Schimel acknowledged that, if all schools were awarded some funding, the average grant would be quite small. But he said he hopes to give some money to every school that applies.
Some school board members are calling for lawmakers to do more than provide money to prevent school shootings, including providing law enforcement with more flexibility in being able to charge or hold anyone who has threatened the safety of students.
Wauwatosa School Board president Shawn Rolland told lawmakers in March that measures like the grant program are aimed at long-term prevention only.
Rolland said prosecutors should be able to charge anyone who makes a credible threat, even if a time or date is not included in the threat, with a felony.

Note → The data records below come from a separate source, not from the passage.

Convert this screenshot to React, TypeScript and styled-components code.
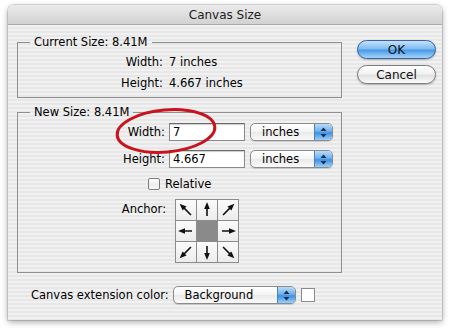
import React from "react";
import styled, { createGlobalStyle } from "styled-components";

const GlobalStyle = createGlobalStyle`
  html, body {
    margin: 0;
    padding: 0;
    background: #ffffff;
  }
  body {
    width: 450px;
    height: 328px;
    overflow: hidden;
    font-family: "DejaVu Sans", "Lucida Grande", sans-serif;
    font-size: 11.5px;
    color: #000;
  }
`;

const Page = styled.div`
  padding: 5px 8px 0 8px;
`;

const Window = styled.div`
  position: relative;
  width: 434px;
  height: 315px;
  border-radius: 6px 6px 0 0;
  background: repeating-linear-gradient(
    to bottom,
    #f1f1f1 0,
    #f1f1f1 2px,
    #e7e7e7 2px,
    #e7e7e7 4px
  );
  box-shadow: 0 2px 6px rgba(0, 0, 0, 0.35), 0 0 0 1px rgba(0, 0, 0, 0.12);
  overflow: hidden;
`;

const TitleBar = styled.div`
  height: 19px;
  border-bottom: 1px solid #a9a9a9;
  background: linear-gradient(to bottom, #ececec 0%, #dedede 50%, #d2d2d2 100%);
  display: flex;
  align-items: center;
  justify-content: center;
  font-size: 12px;
  color: #222;
`;

const Body = styled.div`
  display: flex;
  padding: 0 6px 0 9px;
`;

const LeftColumn = styled.div`
  width: 325px;
  display: flex;
  flex-direction: column;
`;

const RightColumn = styled.div`
  margin-left: 15px;
  width: 79px;
  padding-top: 15px;
  display: flex;
  flex-direction: column;
  gap: 6px;
`;

const Group = styled.fieldset<{ $top: number }>`
  margin: ${(p) => p.$top}px 0 0 0;
  padding: 0;
  min-width: 0;
  border: 1px solid #8f8f8f;
  border-radius: 0;
`;

const Legend = styled.legend`
  margin-left: 12px;
  padding: 0 4px;
  line-height: 16px;
`;

const InfoRows = styled.div`
  padding: 2px 0 4px 0;
  display: flex;
  flex-direction: column;
  gap: 1px;
`;

const InfoRow = styled.div`
  display: flex;
  height: 20px;
  align-items: center;
`;

const Label = styled.span<{ $width: number }>`
  width: ${(p) => p.$width}px;
  text-align: right;
  flex-shrink: 0;
`;

const Value = styled.span`
  margin-left: 6px;
`;

const NewRows = styled.div`
  padding: 3px 0 9px 0;
  display: flex;
  flex-direction: column;
`;

const FieldRow = styled.div<{ $gap: number }>`
  display: flex;
  align-items: center;
  height: 18px;
  margin-top: ${(p) => p.$gap}px;
`;

const TextInput = styled.div`
  margin-left: 4px;
  width: 76px;
  height: 18px;
  box-sizing: border-box;
  border: 1px solid #8a8a8a;
  border-top-color: #6a6a6a;
  box-shadow: inset 0 1px 1px rgba(0, 0, 0, 0.2);
  background: #fff;
  padding-left: 3px;
  display: flex;
  align-items: center;
`;

const SelectBox = styled.div<{ $width: number; $left: number }>`
  margin-left: ${(p) => p.$left}px;
  width: ${(p) => p.$width}px;
  height: 18px;
  box-sizing: border-box;
  border: 1px solid #8b8b8b;
  border-radius: 5px;
  background: linear-gradient(to bottom, #ffffff 0%, #f4f4f4 50%, #e9e9e9 51%, #fafafa 100%);
  box-shadow: 0 1px 1px rgba(0, 0, 0, 0.15);
  display: flex;
  align-items: center;
  overflow: hidden;
`;

const SelectText = styled.span`
  flex: 1;
  padding-left: 11px;
`;

const Stepper = styled.div`
  width: 17px;
  height: 100%;
  border-left: 1px solid #4f7fbf;
  background: linear-gradient(to bottom, #b9dcf8 0%, #6fb1ee 45%, #3f8fe2 55%, #9bd0fb 100%);
  display: flex;
  align-items: center;
  justify-content: center;
`;

const CheckRow = styled.div`
  display: flex;
  align-items: center;
  height: 18px;
  margin-top: 7px;
  padding-left: 130px;
  gap: 5px;
`;

const CheckBox = styled.div`
  width: 12px;
  height: 12px;
  box-sizing: border-box;
  border: 1px solid #7d7d7d;
  border-radius: 2px;
  background: linear-gradient(to bottom, #ffffff 0%, #ececec 60%, #f8f8f8 100%);
`;

const AnchorRow = styled.div`
  display: flex;
  align-items: flex-start;
  margin-top: 6px;
`;

const AnchorLabel = styled.span`
  width: 148px;
  text-align: right;
  line-height: 20px;
`;

const AnchorGrid = styled.div`
  margin-left: 9px;
  display: grid;
  grid-template-columns: repeat(3, 20px);
  grid-template-rows: repeat(3, 20px);
  gap: 1px;
  padding: 1px;
  background: #8c8c8c;
`;

const AnchorCell = styled.div<{ $active?: boolean }>`
  background: ${(p) =>
    p.$active ? "#8a8a8a" : "linear-gradient(to bottom, #fbfbfb, #ececec)"};
  display: flex;
  align-items: center;
  justify-content: center;
`;

const ExtensionRow = styled.div`
  display: flex;
  align-items: center;
  margin-top: 13px;
  padding-left: 14px;
`;

const Swatch = styled.div`
  margin-left: 5px;
  width: 14px;
  height: 14px;
  box-sizing: border-box;
  border: 1px solid #8a8a8a;
  background: #fff;
`;

const AquaButton = styled.div<{ $primary?: boolean }>`
  height: 19px;
  box-sizing: border-box;
  border-radius: 10px;
  border: 1px solid ${(p) => (p.$primary ? "#375f9b" : "#7b7b7b")};
  background: ${(p) =>
    p.$primary
      ? "linear-gradient(to bottom, #c5e2fb 0%, #7fbdf3 45%, #4b9ae6 55%, #a5d5fd 100%)"
      : "linear-gradient(to bottom, #ffffff 0%, #f2f2f2 45%, #e2e2e2 55%, #fbfbfb 100%)"};
  box-shadow: 0 1px 2px rgba(0, 0, 0, 0.25);
  display: flex;
  align-items: center;
  justify-content: center;
  font-size: 12px;
  color: #111;
`;

const Ellipse = styled.svg`
  position: absolute;
  left: 102px;
  top: 98px;
  pointer-events: none;
`;

const StepperIcon = () => (
  <svg width="7" height="11" viewBox="0 0 7 11">
    <polygon points="3.5,0.5 6.5,4 0.5,4" fill="#1c2f52" />
    <polygon points="0.5,7 6.5,7 3.5,10.5" fill="#1c2f52" />
  </svg>
);

const Arrow = ({ angle }: { angle: number }) => {
  const diag = angle % 90 !== 0;
  const tail = diag ? 17 : 16;
  const tip = diag ? 1 : 2;
  return (
    <svg width="20" height="20" viewBox="0 0 20 20">
      <g transform={`rotate(${angle} 10 10)`}>
        <line x1="10" y1={tail} x2="10" y2={tip + 5} stroke="#111" strokeWidth="1.6" />
        <polygon points={`10,${tip} 7.2,${tip + 7} 12.8,${tip + 7}`} fill="#111" />
      </g>
    </svg>
  );
};

const anchorAngles: (number | null)[] = [-45, 0, 45, -90, null, 90, -135, 180, 135];

const Select = ({ text, width, left }: { text: string; width: number; left: number }) => (
  <SelectBox $width={width} $left={left}>
    <SelectText>{text}</SelectText>
    <Stepper>
      <StepperIcon />
    </Stepper>
  </SelectBox>
);

export default function App() {
  return (
    <Page>
      <GlobalStyle />
      <Window>
        <TitleBar>Canvas Size</TitleBar>
        <Body>
          <LeftColumn>
            <Group $top={9}>
              <Legend>Current Size: 8.41M</Legend>
              <InfoRows>
                <InfoRow>
                  <Label $width={145}>Width:</Label>
                  <Value>7 inches</Value>
                </InfoRow>
                <InfoRow>
                  <Label $width={145}>Height:</Label>
                  <Value>4.667 inches</Value>
                </InfoRow>
              </InfoRows>
            </Group>
            <Group $top={6}>
              <Legend>New Size: 8.41M</Legend>
              <NewRows>
                <FieldRow $gap={0}>
                  <Label $width={147}>Width:</Label>
                  <TextInput>7</TextInput>
                  <Select text="inches" width={83} left={5} />
                </FieldRow>
                <FieldRow $gap={9}>
                  <Label $width={147}>Height:</Label>
                  <TextInput>4.667</TextInput>
                  <Select text="inches" width={83} left={5} />
                </FieldRow>
                <CheckRow>
                  <CheckBox />
                  <span>Relative</span>
                </CheckRow>
                <AnchorRow>
                  <AnchorLabel>Anchor:</AnchorLabel>
                  <AnchorGrid>
                    {anchorAngles.map((a, i) => (
                      <AnchorCell key={i} $active={a === null}>
                        {a !== null && <Arrow angle={a} />}
                      </AnchorCell>
                    ))}
                  </AnchorGrid>
                </AnchorRow>
              </NewRows>
            </Group>
            <ExtensionRow>
              <span>Canvas extension color:</span>
              <Select text="Background" width={123} left={4} />
              <Swatch />
            </ExtensionRow>
          </LeftColumn>
          <RightColumn>
            <AquaButton $primary>OK</AquaButton>
            <AquaButton>Cancel</AquaButton>
          </RightColumn>
        </Body>
        <Ellipse width="112" height="56" viewBox="0 0 112 56">
          <ellipse
            cx="56"
            cy="28"
            rx="49"
            ry="21"
            transform="rotate(-5 56 28)"
            fill="none"
            stroke="#c8141e"
            strokeWidth="3"
          />
        </Ellipse>
      </Window>
    </Page>
  );
}
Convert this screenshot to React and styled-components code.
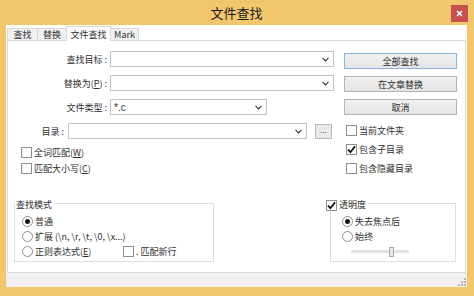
import React from 'react';
import styled, { createGlobalStyle } from 'styled-components';

const GlobalStyle = createGlobalStyle`
    html, body {
        margin: 0;
        padding: 0;
    }
    body {
        font-family: "Noto Sans CJK SC", "Liberation Sans", sans-serif;
        font-size: 9px;
        color: #2e2e2e;
    }
    * {
        box-sizing: border-box;
    }
`

const Window = styled.div`
    width: 474px;
    height: 296px;
    display: flex;
    flex-direction: column;
    padding: 0 7px 9px 6px;
    background: #f2c66d;
`

const TitleBar = styled.div`
    height: 25px;
    display: grid;
    grid-template-columns: 1fr auto 1fr;
    align-items: start;
`

const Title = styled.div`
    grid-column: 2;
    font-size: 13px;
    line-height: 25px;
    color: #1a1a1a;
`

const CloseButton = styled.div`
    grid-column: 3;
    justify-self: end;
    margin: 5px -1px 0 0;
    width: 17px;
    height: 17px;
    display: flex;
    align-items: center;
    justify-content: center;
    background: #c75050;
`

const Client = styled.div`
    flex: 1;
    display: flex;
    flex-direction: column;
    background: #ffffff;
`

const TabStrip = styled.div`
    height: 15px;
    display: flex;
    align-items: flex-end;
    padding-left: 1px;
    position: relative;
    z-index: 1;
`

const Tab = styled.div`
    width: ${(props) => props.$w}px;
    height: ${(props) => (props.$active ? 15 : 12)}px;
    margin-bottom: ${(props) => (props.$active ? -1 : 0)}px;
    margin-left: ${(props) => (props.$first ? 0 : -1)}px;
    display: flex;
    align-items: center;
    justify-content: center;
    background: ${(props) => (props.$active ? '#ffffff' : '#f0f0f0')};
    border: 1px solid #d9d9d9;
    border-bottom: none;
    line-height: 11px;
`

const Panel = styled.div`
    height: 233px;
    margin: 0 1px;
    border: 1px solid #d9d9d9;
    display: flex;
    flex-direction: column;
`

const TopArea = styled.div`
    display: flex;
`

const LeftForm = styled.div`
    width: 326px;
    display: flex;
    flex-direction: column;
`

const FieldList = styled.div`
    display: flex;
    flex-direction: column;
    gap: 8px;
    padding-top: 10px;
`

const FieldRow = styled.div`
    height: 16px;
    display: flex;
    align-items: center;
`

const FieldLabel = styled.div`
    width: ${(props) => props.$w}px;
    padding-right: 1px;
    text-align: right;
    white-space: nowrap;
`

const Combo = styled.div`
    width: ${(props) => props.$w}px;
    height: 16px;
    margin-left: ${(props) => props.$gap}px;
    display: flex;
    align-items: center;
    padding-left: 3px;
    border: 1px solid #c4c4c4;
    background: #ffffff;
`

const ComboText = styled.span`
    flex: 1;
    font-family: "Liberation Sans", sans-serif;
    font-size: 10px;
`

const Chevron = styled.svg`
    margin-right: 4px;
    flex-shrink: 0;
`

const BrowseButton = styled.div`
    width: 17px;
    height: 15px;
    margin-left: 8px;
    display: flex;
    align-items: center;
    justify-content: center;
    padding-bottom: 3px;
    border: 1px solid #b9b9b9;
    background: #e9e9e9;
    color: #555;
    font-size: 8px;
`

const LeftChecks = styled.div`
    margin-top: 5px;
    padding-left: 13px;
    display: flex;
    flex-direction: column;
`

const RightCol = styled.div`
    width: 113px;
    margin-left: 10px;
    padding-top: 12px;
    display: flex;
    flex-direction: column;
`

const ButtonStack = styled.div`
    display: flex;
    flex-direction: column;
    gap: 7px;
`

const Button = styled.div`
    height: 16px;
    display: flex;
    align-items: center;
    justify-content: center;
    border: 1px solid ${(props) => (props.$default ? '#86b4e3' : '#b4b4b4')};
    background: linear-gradient(#f0f0f0, #e4e4e4);
`

const RightChecks = styled.div`
    margin-top: 6px;
    padding-left: 2px;
    display: flex;
    flex-direction: column;
`

const CheckRow = styled.div`
    height: ${(props) => props.$h}px;
    display: flex;
    align-items: center;
    gap: 2px;
    white-space: nowrap;
`

const Box = styled.div`
    width: 11px;
    height: 11px;
    flex-shrink: 0;
    display: flex;
    align-items: center;
    justify-content: center;
    border: 1px solid #8f8f8f;
    background: #ffffff;
`

const Circle = styled.div`
    width: 11px;
    height: 11px;
    flex-shrink: 0;
    display: flex;
    align-items: center;
    justify-content: center;
    border: 1px solid #8f8f8f;
    border-radius: 50%;
    background: #ffffff;
`

const Dot = styled.div`
    width: 5px;
    height: 5px;
    border-radius: 50%;
    background: #1a1a1a;
`

const BottomArea = styled.div`
    margin-top: auto;
    display: flex;
    align-items: flex-end;
    justify-content: space-between;
    padding: 0 9px 10px 6px;
`

const Group = styled.fieldset`
    width: ${(props) => props.$w}px;
    margin: 0;
    padding: 0 0 2px 0;
    border: 1px solid #dedede;
`

const Legend = styled.legend`
    padding: 4px 2px 0 1px;
    margin-left: ${(props) => props.$shift || 0}px;
    line-height: 12px;
    display: flex;
    align-items: center;
    gap: 2px;
`

const GroupBody = styled.div`
    margin-top: 3px;
    padding-left: ${(props) => props.$pad}px;
    display: flex;
    flex-direction: column;
`

const RadioRow = styled.div`
    height: 15px;
    display: flex;
    align-items: center;
    white-space: nowrap;
`

const RadioItem = styled.div`
    display: flex;
    align-items: center;
    gap: 2px;
    width: ${(props) => (props.$w ? `${props.$w}px` : 'auto')};
`

const Slider = styled.div`
    height: 15px;
    margin-left: 9px;
    display: flex;
    align-items: center;
`

const SliderLine = styled.div`
    width: ${(props) => props.$w}px;
    height: 3px;
    background: #e2e2e2;
`

const SliderThumb = styled.div`
    width: 5px;
    height: 10px;
    border: 1px solid #a9a9a9;
    background: #eaeaea;
`

const StatusBar = styled.div`
    flex: 1;
    display: flex;
    align-items: flex-end;
    justify-content: flex-end;
    background: #f0f0f0;
`

const ChevronIcon = () => (
    <Chevron width="7" height="5" viewBox="0 0 7 5">
        <path d="M0.5 0.8 L3.5 3.8 L6.5 0.8" fill="none" stroke="#3a3a3a" strokeWidth="1.2" />
    </Chevron>
)

const Checkbox = ({checked}) => (
    <Box>
        {checked && (
            <svg width="9" height="9" viewBox="0 0 9 9">
                <path d="M1 4.6 L3.4 7.2 L8 1.4" fill="none" stroke="#111" strokeWidth="1.7" />
            </svg>
        )}
    </Box>
)

const Radio = ({checked, children, w}) => (
    <RadioItem $w={w}>
        <Circle>{checked && <Dot />}</Circle>
        <span>{children}</span>
    </RadioItem>
)

const App = () => {
    return (
        <>
            <GlobalStyle />
            <Window>
                <TitleBar>
                    <Title>文件查找</Title>
                    <CloseButton>
                        <svg width="7" height="7" viewBox="0 0 7 7">
                            <path d="M1 1 L6 6 M6 1 L1 6" stroke="#ffffff" strokeWidth="1.6" />
                        </svg>
                    </CloseButton>
                </TitleBar>
                <Client>
                    <TabStrip>
                        <Tab $w={31} $first>查找</Tab>
                        <Tab $w={30}>替换</Tab>
                        <Tab $w={45} $active>文件查找</Tab>
                        <Tab $w={29}>Mark</Tab>
                    </TabStrip>
                    <Panel>
                        <TopArea>
                            <LeftForm>
                                <FieldList>
                                    <FieldRow>
                                        <FieldLabel $w={100}>查找目标 :</FieldLabel>
                                        <Combo $w={224} $gap={2}>
                                            <ComboText />
                                            <ChevronIcon />
                                        </Combo>
                                    </FieldRow>
                                    <FieldRow>
                                        <FieldLabel $w={100}>替换为(<u>P</u>) :</FieldLabel>
                                        <Combo $w={224} $gap={2}>
                                            <ComboText />
                                            <ChevronIcon />
                                        </Combo>
                                    </FieldRow>
                                    <FieldRow>
                                        <FieldLabel $w={100}>文件类型 :</FieldLabel>
                                        <Combo $w={157} $gap={2}>
                                            <ComboText>*.c</ComboText>
                                            <ChevronIcon />
                                        </Combo>
                                    </FieldRow>
                                    <FieldRow>
                                        <FieldLabel $w={57}>目录 :</FieldLabel>
                                        <Combo $w={239} $gap={3}>
                                            <ComboText />
                                            <ChevronIcon />
                                        </Combo>
                                        <BrowseButton>...</BrowseButton>
                                    </FieldRow>
                                </FieldList>
                                <LeftChecks>
                                    <CheckRow $h={16}>
                                        <Checkbox />
                                        <span>全词匹配(<u>W</u>)</span>
                                    </CheckRow>
                                    <CheckRow $h={16}>
                                        <Checkbox />
                                        <span>匹配大小写(<u>C</u>)</span>
                                    </CheckRow>
                                </LeftChecks>
                            </LeftForm>
                            <RightCol>
                                <ButtonStack>
                                    <Button $default>全部查找</Button>
                                    <Button>在文章替换</Button>
                                    <Button>取消</Button>
                                </ButtonStack>
                                <RightChecks>
                                    <CheckRow $h={19}>
                                        <Checkbox />
                                        <span>当前文件夹</span>
                                    </CheckRow>
                                    <CheckRow $h={19}>
                                        <Checkbox checked />
                                        <span>包含子目录</span>
                                    </CheckRow>
                                    <CheckRow $h={19}>
                                        <Checkbox />
                                        <span>包含隐藏目录</span>
                                    </CheckRow>
                                </RightChecks>
                            </RightCol>
                        </TopArea>
                        <BottomArea>
                            <Group $w={200}>
                                <Legend>查找模式</Legend>
                                <GroupBody $pad={7}>
                                    <RadioRow>
                                        <Radio checked>普通</Radio>
                                    </RadioRow>
                                    <RadioRow>
                                        <Radio>扩展 (\n, \r, \t, \0, \x...)</Radio>
                                    </RadioRow>
                                    <RadioRow>
                                        <Radio w={101}>正则表达式(<u>E</u>)</Radio>
                                        <CheckRow $h={15}>
                                            <Checkbox />
                                            <span>. 匹配新行</span>
                                        </CheckRow>
                                    </RadioRow>
                                </GroupBody>
                            </Group>
                            <Group $w={126}>
                                <Legend $shift={-6}>
                                    <Checkbox checked />
                                    <span>透明度</span>
                                </Legend>
                                <GroupBody $pad={11}>
                                    <RadioRow>
                                        <Radio checked>失去焦点后</Radio>
                                    </RadioRow>
                                    <RadioRow>
                                        <Radio>始终</Radio>
                                    </RadioRow>
                                    <Slider>
                                        <SliderLine $w={38} />
                                        <SliderThumb />
                                        <SliderLine $w={15} />
                                    </Slider>
                                </GroupBody>
                            </Group>
                        </BottomArea>
                    </Panel>
                    <StatusBar>
                        <svg width="10" height="10" viewBox="0 0 10 10">
                            <g fill="#b5b5b5">
                                <rect x="7" y="1" width="2" height="2" />
                                <rect x="4" y="4" width="2" height="2" />
                                <rect x="7" y="4" width="2" height="2" />
                                <rect x="1" y="7" width="2" height="2" />
                                <rect x="4" y="7" width="2" height="2" />
                                <rect x="7" y="7" width="2" height="2" />
                            </g>
                        </svg>
                    </StatusBar>
                </Client>
            </Window>
        </>
    );
}

export default App;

Rolland also called for allowing law enforcement to hold anyone caught making a credible threat longer than 72 hours — the limit police can keep people who are not charged or found to need mental health services.
“If someone credibly threatens the life of our U.S. president with malicious, evil intent, that person is charged with a felony. That danger is removed from the community. Not for 72 hours. But for years,” Rolland said at a legislative hearing in March. “That should be the standard of protection we provide for our students and our school staff.”
The Milwaukee Journal Sentinel reported on an incident that occurred earlier this year in Rolland’s school district, in which a student told friends he wanted to shoot up the school and commit suicide. Police initially held him less than a day.
Schimel said he was open to discussing such changes to state law to keep credible threats away from schools.
“Those are conversations we should definitely continue to have,” Schimel said Wednesday. “What we worked to accomplish with this was something we could get passed very quickly — we had a very short time before this legislative session ended.”
Melanie Conklin, spokeswoman for the Democratic Party of Wisconsin, blasted Schimel on Wednesday for the comment, and accused the Republican of using the grant program as part of his 2018 campaign for re-election.
“School safety was a big issue LONG before Brad Schimel was even elected,” Conklin said in a tweet.